-- Exercise brief --
Return only the lines from the top of the data down to the one that holds "complex <i>ED</i>′ is", both included, without any pictures.

-- Provided data --
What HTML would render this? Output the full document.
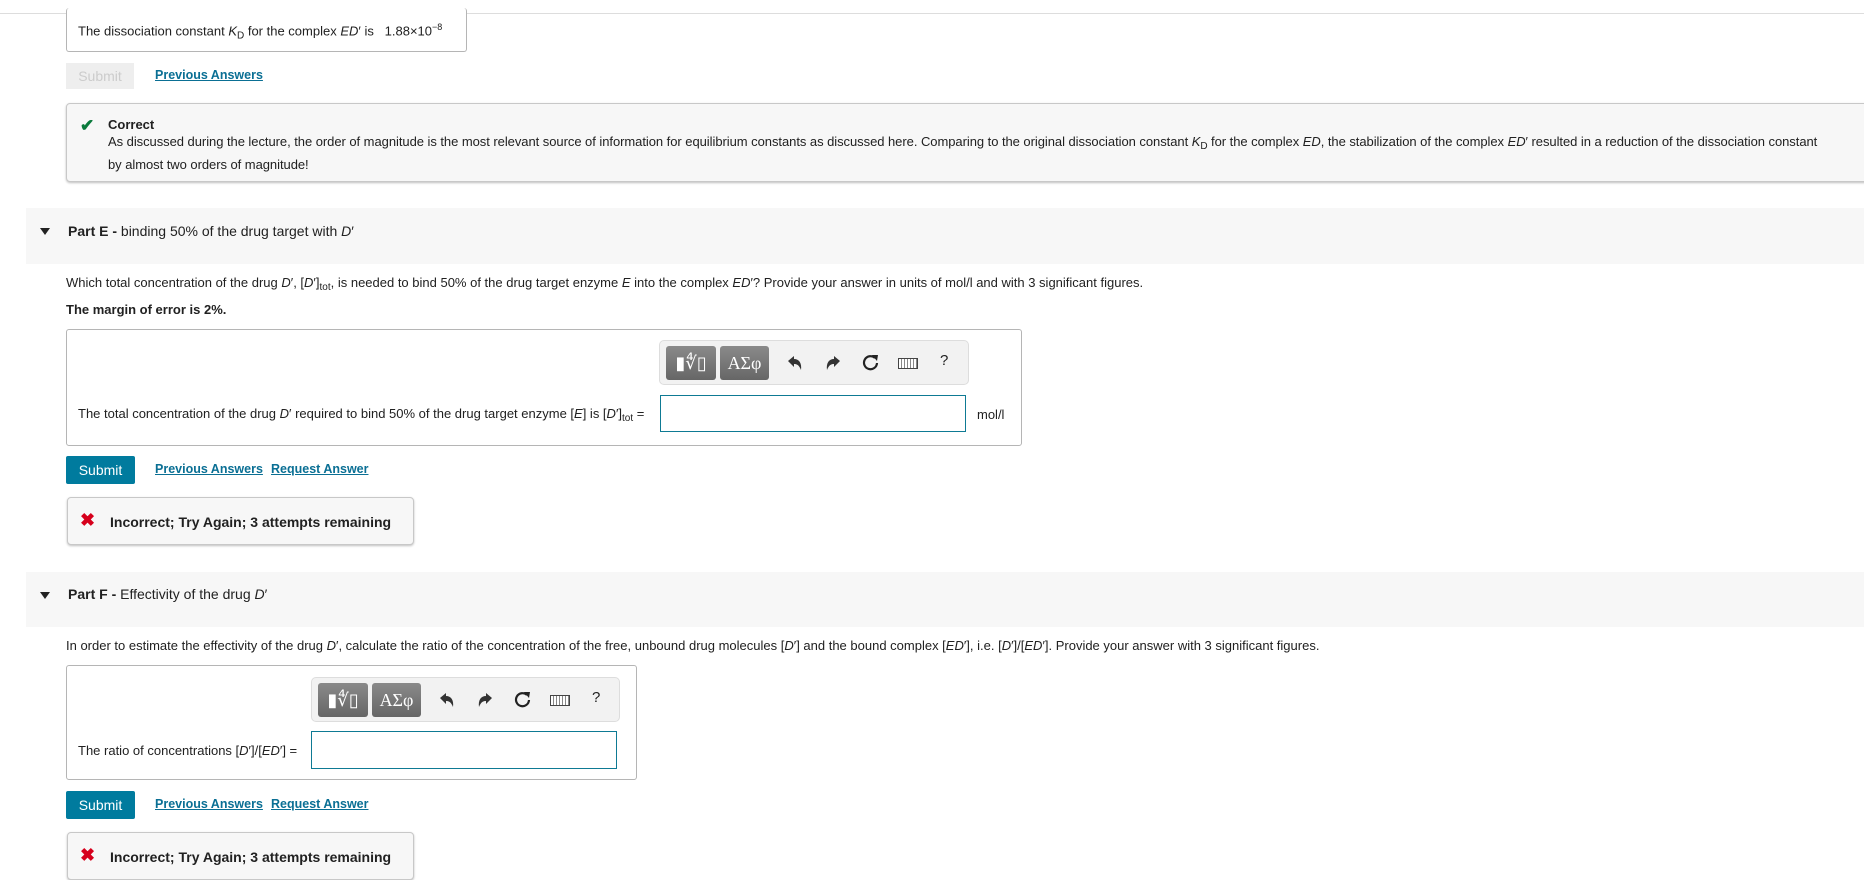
<!DOCTYPE html>
<html><head><meta charset="utf-8"><style>
*{box-sizing:border-box;margin:0;padding:0}
body{width:1864px;height:877px;overflow:hidden;background:#fff;font-family:"Liberation Sans",Arial,sans-serif;font-size:13px;color:#212121;position:relative}
.a{position:absolute;white-space:nowrap}
.box{position:absolute;border:1px solid #b5b5b5;border-radius:3px;background:#fff}
.fb{position:absolute;border:1px solid #c8c8c8;border-radius:4px;background:#f7f7f7;box-shadow:0 1px 2px rgba(0,0,0,.25)}
.lnk{color:#0a6f94;font-weight:bold;text-decoration:underline;font-size:12.5px}
.btn{position:absolute;background:#007b9e;color:#fff;border-radius:2px;font-size:14px;text-align:center;line-height:28px}
.band{position:absolute;left:26px;right:0;background:#f7f7f7}
.tri{position:absolute;width:0;height:0;border-left:5px solid transparent;border-right:5px solid transparent;border-top:7px solid #222}
.tb{position:absolute;background:#f2f2f2;border:1px solid #ddd;border-radius:5px}
.tbb{position:absolute;height:34px;background:linear-gradient(#8a8a8a,#666);border-radius:3px;color:#fff;font-family:"Liberation Serif",serif;font-size:18px;line-height:34px;text-align:center}
.inp{position:absolute;border:1px solid #0e7a94;background:#fff}
i{font-style:italic}
sub{font-size:10px;vertical-align:-3px}
.x{color:#d6001c;font-weight:bold;font-size:18px}
svg{position:absolute}
</style></head><body>
<div class="a" style="left:0;top:13px;height:1px;background:#ddd;width:1864px"></div>

<div class="box" style="left:66px;top:8px;width:401px;height:44px;border-top:none"></div>
<div class="a" style="left:78px;top:22px">The dissociation constant <i>K</i><sub>D</sub> for the complex <i>ED</i>′ is &nbsp;&nbsp;1.88×10<sup style="font-size:9px">−8</sup></div>

<div class="a" style="left:66px;top:63px;width:68px;height:26px;background:#eee;color:#ccc;font-size:14px;text-align:center;line-height:26px">Submit</div>
<div class="a lnk" style="left:155px;top:68px">Previous Answers</div>

<div class="fb" style="left:66px;top:103px;width:1820px;height:79px"></div>
<div class="a" style="left:80px;top:116px;color:#0a7a3c;font-size:17px;font-weight:bold">✔</div>
<div class="a" style="left:108px;top:117px;font-weight:bold">Correct</div>
<div class="a" style="left:108px;top:133px;line-height:18px;letter-spacing:-0.05px">As discussed during the lecture, the order of magnitude is the most relevant source of information for equilibrium constants as discussed here. Comparing to the original dissociation constant <i>K</i><sub>D</sub> for the complex <i>ED</i>, the stabilization of the complex <i>ED</i>′ resulted in a reduction of the dissociation constant<br>by almost two orders of magnitude!</div>

<div class="band" style="top:208px;height:56px"></div>
<div class="tri" style="left:40px;top:228px"></div>
<div class="a" style="left:68px;top:223px;font-size:14px"><b>Part E - </b>binding 50% of the drug target with <i>D</i>′</div>

<div class="a" style="left:66px;top:275px">Which total concentration of the drug <i>D</i>′, [<i>D</i>′]<sub>tot</sub>, is needed to bind 50% of the drug target enzyme <i>E</i> into the complex <i>ED</i>′? Provide your answer in units of mol/l and with 3 significant figures.</div>
<div class="a" style="left:66px;top:302px;font-weight:bold">The margin of error is 2%.</div>

<div class="box" style="left:66px;top:329px;width:956px;height:117px"></div>
<div class="tb" style="left:659px;top:340px;width:310px;height:45px"></div>
<div class="tbb" style="left:666px;top:346px;width:50px">▮∜▯</div>
<div class="tbb" style="left:720px;top:346px;width:49px">ΑΣφ</div>
<svg style="left:786px;top:354px" width="18" height="18" viewBox="0 0 18 18"><path d="M2 7 L8 2 L8 5 C13 5 16 9 15 16 C13 11 11 10 8 10 L8 13 Z" fill="#333"/></svg>
<svg style="left:824px;top:354px" width="18" height="18" viewBox="0 0 18 18"><path d="M16 7 L10 2 L10 5 C5 5 2 9 3 16 C5 11 7 10 10 10 L10 13 Z" fill="#333"/></svg>
<svg style="left:861px;top:353px" width="19" height="19" viewBox="0 0 19 19"><path d="M14 5 A6.5 6.5 0 1 0 16 10" fill="none" stroke="#222" stroke-width="2.2"/><path d="M11 2 L17 2 L16 8 Z" fill="#222"/></svg>
<div class="a" style="left:898px;top:358px;width:20px;height:11px;border:1px solid #444;background:repeating-linear-gradient(90deg,#fff 0 2px,#888 2px 3px)"></div>
<div class="a" style="left:940px;top:352px;font-size:15px">?</div>
<div class="a" style="left:78px;top:406px">The total concentration of the drug <i>D</i>′ required to bind 50% of the drug target enzyme [<i>E</i>] is [<i>D</i>′]<sub>tot</sub> =</div>
<div class="inp" style="left:660px;top:395px;width:306px;height:37px"></div>
<div class="a" style="left:977px;top:407px">mol/l</div>

<div class="btn" style="left:66px;top:456px;width:69px;height:28px">Submit</div>
<div class="a lnk" style="left:155px;top:462px">Previous Answers</div>
<div class="a lnk" style="left:271px;top:462px">Request Answer</div>

<div class="fb" style="left:67px;top:497px;width:347px;height:48px"></div>
<div class="a x" style="left:80px;top:510px">✖</div>
<div class="a" style="left:110px;top:514px;font-weight:bold;font-size:14px">Incorrect; Try Again; 3 attempts remaining</div>

<div class="band" style="top:572px;height:55px"></div>
<div class="tri" style="left:40px;top:592px"></div>
<div class="a" style="left:68px;top:586px;font-size:14px"><b>Part F - </b>Effectivity of the drug <i>D</i>′</div>

<div class="a" style="left:66px;top:638px">In order to estimate the effectivity of the drug <i>D</i>′, calculate the ratio of the concentration of the free, unbound drug molecules [<i>D</i>′] and the bound complex [<i>ED</i>′], i.e. [<i>D</i>′]/[<i>ED</i>′]. Provide your answer with 3 significant figures.</div>

<div class="box" style="left:66px;top:665px;width:571px;height:115px"></div>
<div class="tb" style="left:311px;top:677px;width:309px;height:45px"></div>
<div class="tbb" style="left:318px;top:683px;width:50px">▮∜▯</div>
<div class="tbb" style="left:372px;top:683px;width:49px">ΑΣφ</div>
<svg style="left:438px;top:691px" width="18" height="18" viewBox="0 0 18 18"><path d="M2 7 L8 2 L8 5 C13 5 16 9 15 16 C13 11 11 10 8 10 L8 13 Z" fill="#333"/></svg>
<svg style="left:476px;top:691px" width="18" height="18" viewBox="0 0 18 18"><path d="M16 7 L10 2 L10 5 C5 5 2 9 3 16 C5 11 7 10 10 10 L10 13 Z" fill="#333"/></svg>
<svg style="left:513px;top:690px" width="19" height="19" viewBox="0 0 19 19"><path d="M14 5 A6.5 6.5 0 1 0 16 10" fill="none" stroke="#222" stroke-width="2.2"/><path d="M11 2 L17 2 L16 8 Z" fill="#222"/></svg>
<div class="a" style="left:550px;top:695px;width:20px;height:11px;border:1px solid #444;background:repeating-linear-gradient(90deg,#fff 0 2px,#888 2px 3px)"></div>
<div class="a" style="left:592px;top:689px;font-size:15px">?</div>
<div class="a" style="left:78px;top:743px">The ratio of concentrations [<i>D</i>′]/[<i>ED</i>′] =</div>
<div class="inp" style="left:311px;top:731px;width:306px;height:38px"></div>

<div class="btn" style="left:66px;top:791px;width:69px;height:28px">Submit</div>
<div class="a lnk" style="left:155px;top:797px">Previous Answers</div>
<div class="a lnk" style="left:271px;top:797px">Request Answer</div>

<div class="fb" style="left:67px;top:832px;width:347px;height:48px"></div>
<div class="a x" style="left:80px;top:845px">✖</div>
<div class="a" style="left:110px;top:849px;font-weight:bold;font-size:14px">Incorrect; Try Again; 3 attempts remaining</div>
</body></html>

-- Exercise solution --
What HTML would render this? Output the full document.
<!DOCTYPE html>
<html><head><meta charset="utf-8"><style>
*{box-sizing:border-box;margin:0;padding:0}
body{width:1864px;height:877px;overflow:hidden;background:#fff;font-family:"Liberation Sans",Arial,sans-serif;font-size:13px;color:#212121;position:relative}
.a{position:absolute;white-space:nowrap}
.box{position:absolute;border:1px solid #b5b5b5;border-radius:3px;background:#fff}
.fb{position:absolute;border:1px solid #c8c8c8;border-radius:4px;background:#f7f7f7;box-shadow:0 1px 2px rgba(0,0,0,.25)}
.lnk{color:#0a6f94;font-weight:bold;text-decoration:underline;font-size:12.5px}
.btn{position:absolute;background:#007b9e;color:#fff;border-radius:2px;font-size:14px;text-align:center;line-height:28px}
.band{position:absolute;left:26px;right:0;background:#f7f7f7}
.tri{position:absolute;width:0;height:0;border-left:5px solid transparent;border-right:5px solid transparent;border-top:7px solid #222}
.tb{position:absolute;background:#f2f2f2;border:1px solid #ddd;border-radius:5px}
.tbb{position:absolute;height:34px;background:linear-gradient(#8a8a8a,#666);border-radius:3px;color:#fff;font-family:"Liberation Serif",serif;font-size:18px;line-height:34px;text-align:center}
.inp{position:absolute;border:1px solid #0e7a94;background:#fff}
i{font-style:italic}
sub{font-size:10px;vertical-align:-3px}
.x{color:#d6001c;font-weight:bold;font-size:18px}
svg{position:absolute}
</style></head><body>
<div class="a" style="left:0;top:13px;height:1px;background:#ddd;width:1864px"></div>

<div class="box" style="left:66px;top:8px;width:401px;height:44px;border-top:none"></div>
<div class="a" style="left:78px;top:22px">The dissociation constant <i>K</i><sub>D</sub> for the complex <i>ED</i>′ is &nbsp;&nbsp;1.88×10<sup style="font-size:9px">−8</sup></div>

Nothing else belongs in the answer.